Our conclusion is that the driver was solely and exclusively at fault in recklessly attempting to drive a heavily laden tally-ho across the railroad track immediately in front of a rapidly advancing train, at the hour of eleven o’clock at night; whereas by patiently biding his time for only a few moments he could have driven across in perfect safety.
It was the duty of the driver to have looked and listened before attempting to cross the railroad track. And notwithstanding that he did look and did plainly see the approaching train — the night being clear and the headlight of the locomotive distinctly visible — the driver rashly undertook to drive his tally-ho, containing ten passengers, across the track immediately in front of it, scarcely a block away and moving at a confessedly rapid rate of speed.
As between McMahon & Sons and the railroad company the fault was clearly that of the former, though it may be that the speed of the train was greater than is usual and customary, for it can not be supposed that the conductor of the train, seeing the term of McMahon & Sons traveling along a parallel roadway, believed that he would attempt to make the crossing. Consequently, he was taken by surprise, and was unable to put his train in a position to avoid an accident.
Consequently, we must examine the evidence and ascertain the measure of damages.'
Plaintiffs put their claim to compensation upon the ground that their son was suddenly precipitated from the tally-ho against the locomotive by the collision of the two, and was thereby horribly mangled ; that his body was dragged for a distance of several hundred yards; that he suffered great pain of body and anxiety of mind, and shortly afterward died.
*1400On this score five thousand dollars are alleged to have resulted in damages to their son, for the recovery of which the right of action “has survived by law” to them.
Their further claim is that as the parents of the deceased they are personally damaged in the killing of their son in the sum of twenty-five hundred dollars, occasioned by their own mental suffering and mental anguish upon ascertaining his sad fate and in beholding his frightfully mangled condition. They further allege that their son was about twenty years old, living with and working for them. That by his death they were deprived of his companionship and of his association and of his services, and on this score they claim twenty-five hundred dollars.

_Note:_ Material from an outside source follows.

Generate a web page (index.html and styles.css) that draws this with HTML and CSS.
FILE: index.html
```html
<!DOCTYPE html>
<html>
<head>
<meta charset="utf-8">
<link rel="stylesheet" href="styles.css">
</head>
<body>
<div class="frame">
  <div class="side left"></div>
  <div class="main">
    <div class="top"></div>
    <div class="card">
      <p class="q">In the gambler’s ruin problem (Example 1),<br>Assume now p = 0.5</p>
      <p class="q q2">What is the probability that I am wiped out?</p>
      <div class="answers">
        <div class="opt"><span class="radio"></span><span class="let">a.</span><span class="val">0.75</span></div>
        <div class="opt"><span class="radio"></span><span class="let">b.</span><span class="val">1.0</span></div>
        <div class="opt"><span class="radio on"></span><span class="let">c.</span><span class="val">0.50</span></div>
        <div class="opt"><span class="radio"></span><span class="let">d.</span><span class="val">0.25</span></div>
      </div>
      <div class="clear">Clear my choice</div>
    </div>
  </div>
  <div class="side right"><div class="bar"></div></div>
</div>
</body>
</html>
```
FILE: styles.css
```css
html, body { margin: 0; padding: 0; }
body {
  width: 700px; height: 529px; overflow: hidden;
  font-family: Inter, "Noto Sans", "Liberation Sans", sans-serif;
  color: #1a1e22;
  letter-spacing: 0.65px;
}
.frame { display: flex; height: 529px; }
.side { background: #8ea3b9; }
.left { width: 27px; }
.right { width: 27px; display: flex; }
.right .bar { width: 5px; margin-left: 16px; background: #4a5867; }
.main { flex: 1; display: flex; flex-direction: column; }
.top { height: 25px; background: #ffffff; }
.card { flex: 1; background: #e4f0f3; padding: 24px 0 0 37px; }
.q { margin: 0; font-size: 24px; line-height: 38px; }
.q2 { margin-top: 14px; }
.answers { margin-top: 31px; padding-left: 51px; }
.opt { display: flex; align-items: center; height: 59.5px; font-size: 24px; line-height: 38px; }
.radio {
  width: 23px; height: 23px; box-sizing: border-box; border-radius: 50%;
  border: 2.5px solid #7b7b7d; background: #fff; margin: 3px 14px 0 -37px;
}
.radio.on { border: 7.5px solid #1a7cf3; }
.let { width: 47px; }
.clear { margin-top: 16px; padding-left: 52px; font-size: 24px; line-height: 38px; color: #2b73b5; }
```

The proof discloses that the young man was in his twenty-first year at the time of his death. That he was a butcher in the market, and was working for his father, and had been so engaged since he was large enough to work. When his father first saw his son, during the night of the accident, he was dead. His body was horribly mangled. His parents were awakened from their sleep and informed of his death. It was a great shock.
Being interrogated as to the value of his- son’s services the father said: “He was my right hand.” That he was so well up in the business that he could “ trust the whole business to him and let him carry it on.”
The evidence does not definitely show what length of time elapsed between the happening of the accident and the death of young Perez; but there was sufficient time for the train to make the first telephone station and the conductor to send the Charity Hospital ambulance and students to the locality of the catastrophe to render assistance.
Nor does it show any estimation of the value of young Perez’ service to his father, that is to say, in dollars and cents.
Without, however, apportioning the same to the different items, our conclusion is to award to the plaintiffs the sum of fifteen hundred dollars, in full of their demands.
It is therefore ordered and decreed that in so far as the railroad company is concerned, the judgment be affirmed, but that in respect to T. J. McMahon & Sons, it be reversed; and it is further ordered and decreed that the plaintiffs do have and recover of T. J. McMahon & Sons the sum of fifteen hundred dollars, and one-half of all costs.